Point is, while we’re told by pop culture — music, film, books, Oprah!, even CNN — to break the rules, we’re trained to follow them, however inane they may be. Which results in some fucked up confused people. “I am Good Will Hunting,” fantasizes the kid with intellectual pretentions and no chance of going anywhere with his degrees in Anthropology, English Literature, and Women’s Studies. “I am Robin Williams,” imagines the teacher who jerks off to kiddie porn and asks students to write personal narratives. Fantasy and narcissism is what we’re left with when there’s no guidance, only glib exhortations.
Amish society doesn’t preach obedience. They are, after all, the ones with the courage to tell the government to fuck off. They teach their members to think about how to handle temptations as sentient INDIVIDUALS, and not as preposterous film characters. That’s why Amish guidelines (not rules) are purposely UNWRITTEN and Amish governance is so decentralized that each church can make its own rules (based on guidelines). That’s why Amish teens are given the opportunity to explore the “outside” world — booze, smokes, jewelry, Oprah, make-up, whatever it is they could not have — and then asked to make a decision. Those who return are baptized, their convictions finally deep enough for the experience. They’re asked to break the rules to understand them. Godspeed to those few who leave.
The Rule Breakers
Anderson Cooper, despite his Yale degree and his blue blood lineage (Vanderbilt), had to forge his first press pass because nobody wanted to hire and sponsor him. Steve Jobs and Steve Wozniak figured out a way to get free long distance. Bill Gates rigged computer system to give himself free computer time and his preferred class schedule. John F. Kennedy blew up toilets while in high school. They didn’t break the rules for guilty pleasure, or as narcissistic announcement of the self. There’s a greater goal, a higher purpose. Anderson wanted a chance and made one for himself. The Steves wanted to know if they can take on big corporations. Bill needed more computer time to figure out what he can do with them. JFK, eh, he probably was being being a narcissistic douchebag, but experience must have been useful while he handled the Cuban Missile Crisis.

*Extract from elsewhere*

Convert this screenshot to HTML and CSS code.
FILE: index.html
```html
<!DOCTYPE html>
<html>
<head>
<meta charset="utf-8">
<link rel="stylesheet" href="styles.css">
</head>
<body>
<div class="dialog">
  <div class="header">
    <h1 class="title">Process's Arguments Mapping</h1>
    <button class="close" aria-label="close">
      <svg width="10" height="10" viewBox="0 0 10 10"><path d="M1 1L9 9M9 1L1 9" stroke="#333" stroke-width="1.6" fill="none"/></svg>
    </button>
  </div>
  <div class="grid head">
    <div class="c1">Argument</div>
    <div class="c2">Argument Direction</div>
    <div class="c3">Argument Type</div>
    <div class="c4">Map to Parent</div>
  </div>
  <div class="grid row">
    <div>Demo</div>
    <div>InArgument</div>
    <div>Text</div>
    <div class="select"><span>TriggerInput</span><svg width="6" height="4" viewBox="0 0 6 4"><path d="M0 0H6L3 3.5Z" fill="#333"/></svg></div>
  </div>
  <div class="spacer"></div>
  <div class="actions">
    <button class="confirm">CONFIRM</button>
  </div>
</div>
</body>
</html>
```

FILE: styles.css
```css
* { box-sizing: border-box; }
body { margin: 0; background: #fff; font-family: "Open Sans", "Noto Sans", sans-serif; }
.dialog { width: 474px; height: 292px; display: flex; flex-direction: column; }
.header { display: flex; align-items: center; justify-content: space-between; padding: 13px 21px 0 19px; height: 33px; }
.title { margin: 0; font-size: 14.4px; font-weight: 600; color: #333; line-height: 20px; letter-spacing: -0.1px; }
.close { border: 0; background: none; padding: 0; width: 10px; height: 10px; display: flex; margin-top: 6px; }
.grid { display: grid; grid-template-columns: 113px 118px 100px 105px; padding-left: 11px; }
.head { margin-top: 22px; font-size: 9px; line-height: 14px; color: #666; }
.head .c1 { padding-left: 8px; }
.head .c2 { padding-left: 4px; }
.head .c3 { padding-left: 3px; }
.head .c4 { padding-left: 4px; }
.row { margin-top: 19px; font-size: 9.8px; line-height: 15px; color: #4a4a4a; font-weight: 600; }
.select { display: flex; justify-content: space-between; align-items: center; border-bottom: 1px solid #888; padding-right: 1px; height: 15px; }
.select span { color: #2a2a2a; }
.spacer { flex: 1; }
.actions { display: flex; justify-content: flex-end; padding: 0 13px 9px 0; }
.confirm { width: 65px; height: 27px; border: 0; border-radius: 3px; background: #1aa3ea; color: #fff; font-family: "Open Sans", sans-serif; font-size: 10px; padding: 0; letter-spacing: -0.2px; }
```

How to Call Someone a Fuckface and Get Away With It
Most of our applicants are either good or bad at faking obedience, or simply obedient. (There’s a lot of repression going around). Neither are acceptable in our work culture. It’ll zap the life out of them, they’ll turn into the caged rats Gatto describes above, if they’re not already there. They need to be reprogrammed. They need to stop thinking of themselves as the main characters of some sappy action film.

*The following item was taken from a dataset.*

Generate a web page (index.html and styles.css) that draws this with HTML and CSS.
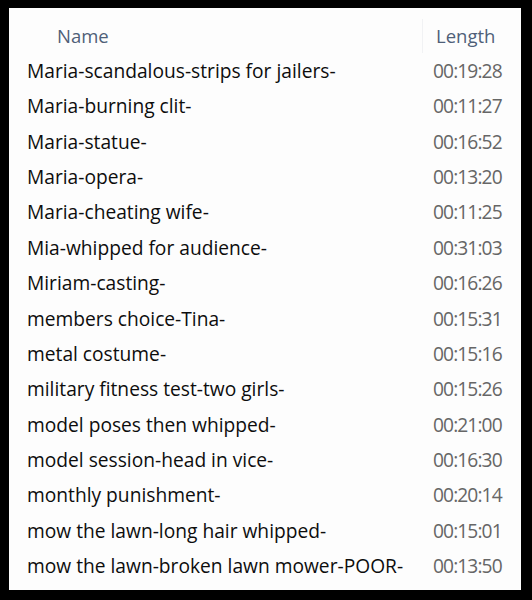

To beat obedience out of new employees, we have them practice doing what they’ve been told to never do. AND get rewarded for doing so (big tips). Totally Pavlovian. We offer Bad Service for $1. “Includes a finger and customer choice of being called a Fuckface, Monkey Dick, or Gorilla Jizz.” Most can’t pull it off at first, or do so with hilarious results. That’s a good sign, as many of those who can do so see it as an opportunity to express narcissistic rage.

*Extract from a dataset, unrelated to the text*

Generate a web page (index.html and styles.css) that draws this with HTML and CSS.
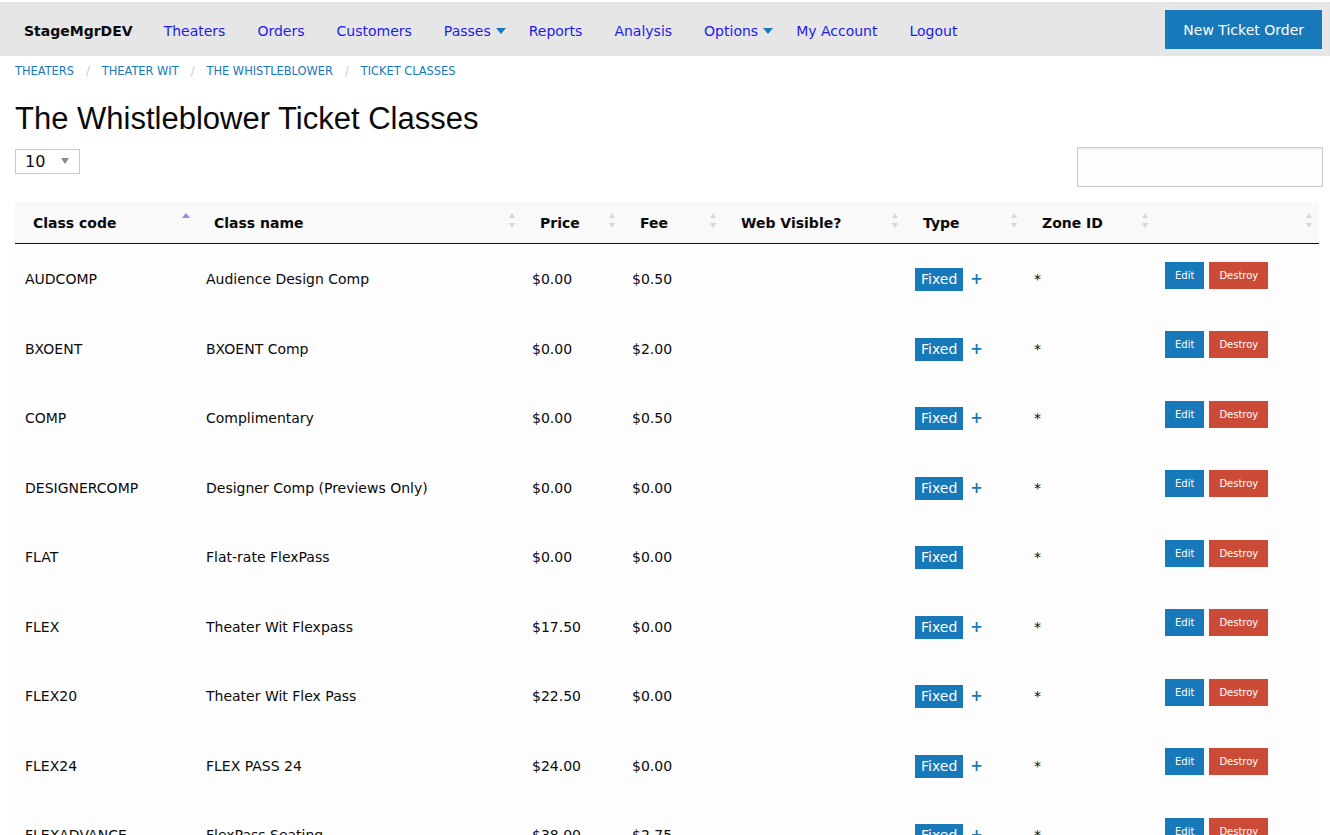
FILE: index.html
```html
<!DOCTYPE html>
<html>
    <head>
        <meta charset="utf-8">
        <title>Ticket Classes</title>
        <link rel="stylesheet" href="styles.css">
    </head>

    <body>
        <nav class="top-bar">
            <div class="top-left">
                <span class="brand">StageMgrDEV</span>
                <ul class="menu">
                    <li><a href="#">Theaters</a></li>
                    <li><a href="#">Orders</a></li>
                    <li><a href="#">Customers</a></li>
                    <li><a href="#" class="drop">Passes<span class="arrow"></span></a></li>
                    <li><a href="#">Reports</a></li>
                    <li><a href="#">Analysis</a></li>
                    <li><a href="#" class="drop">Options<span class="arrow"></span></a></li>
                    <li><a href="#">My Account</a></li>
                    <li><a href="#">Logout</a></li>
                </ul>
            </div>
            <a href="#" class="button new-order">New Ticket Order</a>
        </nav>

        <div class="page">
            <ul class="breadcrumbs">
                <li><a href="#">Theaters</a></li>
                <li class="sep">/</li>
                <li><a href="#">Theater Wit</a></li>
                <li class="sep">/</li>
                <li><a href="#">The Whistleblower</a></li>
                <li class="sep">/</li>
                <li><a href="#">Ticket Classes</a></li>
            </ul>

            <h1 class="title">The Whistleblower Ticket Classes</h1>

            <div class="controls">
                <div class="length">
                    <span>10</span>
                    <svg width="8" height="6" viewBox="0 0 8 6"><path d="M0 0 L8 0 L4 6 Z" fill="#8a8a8a"/></svg>
                </div>
                <input type="text" class="search">
            </div>

            <table class="data">
                <colgroup>
                    <col class="w-code">
                    <col class="w-name">
                    <col class="w-price">
                    <col class="w-fee">
                    <col class="w-web">
                    <col class="w-type">
                    <col class="w-zone">
                    <col class="w-act">
                </colgroup>
                <thead>
                    <tr>
                        <th><div class="th-in">Class code<svg class="sort" width="8" height="16" viewBox="0 0 8 16"><path d="M0 5 L8 5 L4 0 Z" fill="#8c8ce0"/></svg></div></th>
                        <th><div class="th-in">Class name<svg class="sort" width="8" height="16" viewBox="0 0 8 16"><path d="M1 5 L7 5 L4 0 Z M1 10 L7 10 L4 15 Z" fill="#d6d6d6"/></svg></div></th>
                        <th><div class="th-in">Price<svg class="sort" width="8" height="16" viewBox="0 0 8 16"><path d="M1 5 L7 5 L4 0 Z M1 10 L7 10 L4 15 Z" fill="#d6d6d6"/></svg></div></th>
                        <th><div class="th-in">Fee<svg class="sort" width="8" height="16" viewBox="0 0 8 16"><path d="M1 5 L7 5 L4 0 Z M1 10 L7 10 L4 15 Z" fill="#d6d6d6"/></svg></div></th>
                        <th><div class="th-in">Web Visible?<svg class="sort" width="8" height="16" viewBox="0 0 8 16"><path d="M1 5 L7 5 L4 0 Z M1 10 L7 10 L4 15 Z" fill="#d6d6d6"/></svg></div></th>
                        <th><div class="th-in">Type<svg class="sort" width="8" height="16" viewBox="0 0 8 16"><path d="M1 5 L7 5 L4 0 Z M1 10 L7 10 L4 15 Z" fill="#d6d6d6"/></svg></div></th>
                        <th><div class="th-in">Zone ID<svg class="sort" width="8" height="16" viewBox="0 0 8 16"><path d="M1 5 L7 5 L4 0 Z M1 10 L7 10 L4 15 Z" fill="#d6d6d6"/></svg></div></th>
                        <th><div class="th-in"><span></span><svg class="sort" width="8" height="16" viewBox="0 0 8 16"><path d="M1 5 L7 5 L4 0 Z M1 10 L7 10 L4 15 Z" fill="#d6d6d6"/></svg></div></th>
                    </tr>
                </thead>
                <tbody>
                    <tr>
                        <td>AUDCOMP</td><td>Audience Design Comp</td><td>$0.00</td><td>$0.50</td><td></td>
                        <td><span class="label">Fixed</span><span class="plus">+</span></td><td>*</td>
                        <td><div class="actions"><a href="#" class="btn edit">Edit</a><a href="#" class="btn destroy">Destroy</a></div></td>
                    </tr>
                    <tr>
                        <td>BXOENT</td><td>BXOENT Comp</td><td>$0.00</td><td>$2.00</td><td></td>
                        <td><span class="label">Fixed</span><span class="plus">+</span></td><td>*</td>
                        <td><div class="actions"><a href="#" class="btn edit">Edit</a><a href="#" class="btn destroy">Destroy</a></div></td>
                    </tr>
                    <tr>
                        <td>COMP</td><td>Complimentary</td><td>$0.00</td><td>$0.50</td><td></td>
                        <td><span class="label">Fixed</span><span class="plus">+</span></td><td>*</td>
                        <td><div class="actions"><a href="#" class="btn edit">Edit</a><a href="#" class="btn destroy">Destroy</a></div></td>
                    </tr>
                    <tr>
                        <td>DESIGNERCOMP</td><td>Designer Comp (Previews Only)</td><td>$0.00</td><td>$0.00</td><td></td>
                        <td><span class="label">Fixed</span><span class="plus">+</span></td><td>*</td>
                        <td><div class="actions"><a href="#" class="btn edit">Edit</a><a href="#" class="btn destroy">Destroy</a></div></td>
                    </tr>
                    <tr>
                        <td>FLAT</td><td>Flat-rate FlexPass</td><td>$0.00</td><td>$0.00</td><td></td>
                        <td><span class="label">Fixed</span></td><td>*</td>
                        <td><div class="actions"><a href="#" class="btn edit">Edit</a><a href="#" class="btn destroy">Destroy</a></div></td>
                    </tr>
                    <tr>
                        <td>FLEX</td><td>Theater Wit Flexpass</td><td>$17.50</td><td>$0.00</td><td></td>
                        <td><span class="label">Fixed</span><span class="plus">+</span></td><td>*</td>
                        <td><div class="actions"><a href="#" class="btn edit">Edit</a><a href="#" class="btn destroy">Destroy</a></div></td>
                    </tr>
                    <tr>
                        <td>FLEX20</td><td>Theater Wit Flex Pass</td><td>$22.50</td><td>$0.00</td><td></td>
                        <td><span class="label">Fixed</span><span class="plus">+</span></td><td>*</td>
                        <td><div class="actions"><a href="#" class="btn edit">Edit</a><a href="#" class="btn destroy">Destroy</a></div></td>
                    </tr>
                    <tr>
                        <td>FLEX24</td><td>FLEX PASS 24</td><td>$24.00</td><td>$0.00</td><td></td>
                        <td><span class="label">Fixed</span><span class="plus">+</span></td><td>*</td>
                        <td><div class="actions"><a href="#" class="btn edit">Edit</a><a href="#" class="btn destroy">Destroy</a></div></td>
                    </tr>
                    <tr>
                        <td>FLEXADVANCE</td><td>FlexPass Seating</td><td>$38.00</td><td>$2.75</td><td></td>
                        <td><span class="label">Fixed</span><span class="plus">+</span></td><td>*</td>
                        <td><div class="actions"><a href="#" class="btn edit">Edit</a><a href="#" class="btn destroy">Destroy</a></div></td>
                    </tr>
                </tbody>
            </table>
        </div>
    </body>
</html>
```

FILE: styles.css
```css
body
{
    margin: 0;
    padding-top: 2px;
    background: #ffffff;
    color: #0a0a0a;
    font-family: "DejaVu Sans", Verdana, sans-serif;
    font-size: 14px;
}

a
{
    text-decoration: none;
}

/* top bar */

.top-bar
{
    display: flex;
    justify-content: space-between;
    align-items: center;
    height: 54px;
    padding: 0 8px 0 24px;
    background: #e6e6e6;
}

.top-left
{
    display: flex;
    align-items: center;
    padding-top: 4px;
}

.brand
{
    font-weight: bold;
    padding-right: 15px;
}

.menu
{
    display: flex;
    list-style: none;
    margin: 0;
    padding: 0;
}

.menu a
{
    display: flex;
    align-items: center;
    padding: 0 16px;
    color: #1c1cec;
    line-height: 20px;
}

.menu a.drop
{
    padding-right: 7px;
}

.arrow
{
    display: inline-block;
    margin-left: 5px;
    border-left: 5.5px solid transparent;
    border-right: 5.5px solid transparent;
    border-top: 6px solid #1779ba;
}

.button
{
    display: flex;
    align-items: center;
    height: 39px;
    padding: 0 18px;
    margin-top: 1px;
    background: #1779ba;
    color: #fefefe;
    font-size: 14px;
}

/* page */

.page
{
    padding-left: 15px;
}

.breadcrumbs
{
    display: flex;
    list-style: none;
    margin: 8px 0 0 0;
    padding: 0;
    font-size: 11.4px;
    line-height: 15px;
    text-transform: uppercase;
}

.breadcrumbs a
{
    color: #1779ba;
}

.breadcrumbs .sep
{
    margin: 0 12px;
    color: #cacaca;
}

.title
{
    margin: 21px 0 0 0;
    font-family: "Liberation Sans", Arial, sans-serif;
    font-size: 31px;
    font-weight: normal;
    line-height: 37px;
}

.controls
{
    display: flex;
    justify-content: space-between;
    align-items: flex-start;
    width: 1308px;
    margin-top: 9.5px;
}

.length
{
    display: flex;
    align-items: center;
    justify-content: space-between;
    box-sizing: border-box;
    width: 65px;
    height: 25px;
    margin-top: 2px;
    padding: 0 10px 0 9px;
    border: 1px solid #cacaca;
    font-size: 16px;
}

.search
{
    box-sizing: border-box;
    width: 246px;
    height: 40px;
    margin: 0;
    border: 1px solid #cacaca;
    box-shadow: inset 0 1px 2px rgba(10, 10, 10, 0.1);
    background: #fefefe;
}

/* table */

.data
{
    table-layout: fixed;
    width: 1304px;
    margin-top: 15px;
    border-collapse: collapse;
    background: #fdfdfd;
}

.w-code { width: 181px; }
.w-name { width: 326px; }
.w-price { width: 100px; }
.w-fee { width: 101px; }
.w-web { width: 182px; }
.w-type { width: 119px; }
.w-zone { width: 131px; }
.w-act { width: 164px; }

.data thead
{
    background: #f9f9f9;
}

.data th
{
    padding: 11px 6px 9px 18px;
    border-bottom: 1px solid #111;
    text-align: left;
    font-weight: bold;
    line-height: 21px;
}

.th-in
{
    display: flex;
    justify-content: space-between;
    align-items: center;
}

.sort
{
    display: block;
    margin-top: -5px;
}

.data td
{
    height: 66.5px;
    padding: 3px 10px 0 10px;
    vertical-align: middle;
    line-height: 19px;
}

.label
{
    display: inline-block;
    padding: 0 6px;
    height: 23px;
    line-height: 23px;
    vertical-align: middle;
    background: #1779ba;
    color: #fefefe;
}

.plus
{
    margin-left: 7px;
    color: #1779ba;
    font-weight: bold;
    font-size: 15px;
    vertical-align: middle;
}

.actions
{
    display: flex;
    gap: 5px;
    margin-bottom: 9px;
}

.btn
{
    display: flex;
    align-items: center;
    height: 27px;
    padding: 0 10px;
    color: #fefefe;
    font-size: 10px;
}

.edit
{
    background: #1779ba;
}

.destroy
{
    background: #cc4b37;
}
```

The point of this rite of passage ISN’T to create sassy bitchy employees. The point is to get employees to think about the wants and needs of the customer in a way they never have before (like, who would ever order Bad Service? Well, people do, so there, stop projecting); to become comfortable with being uncomfortable; to recognize that rules are meant to maintain artificial order at the expense of individual responsibility and dignity; to test and break the rules so they can finally see the point of them and perhaps, one day, change them for the better.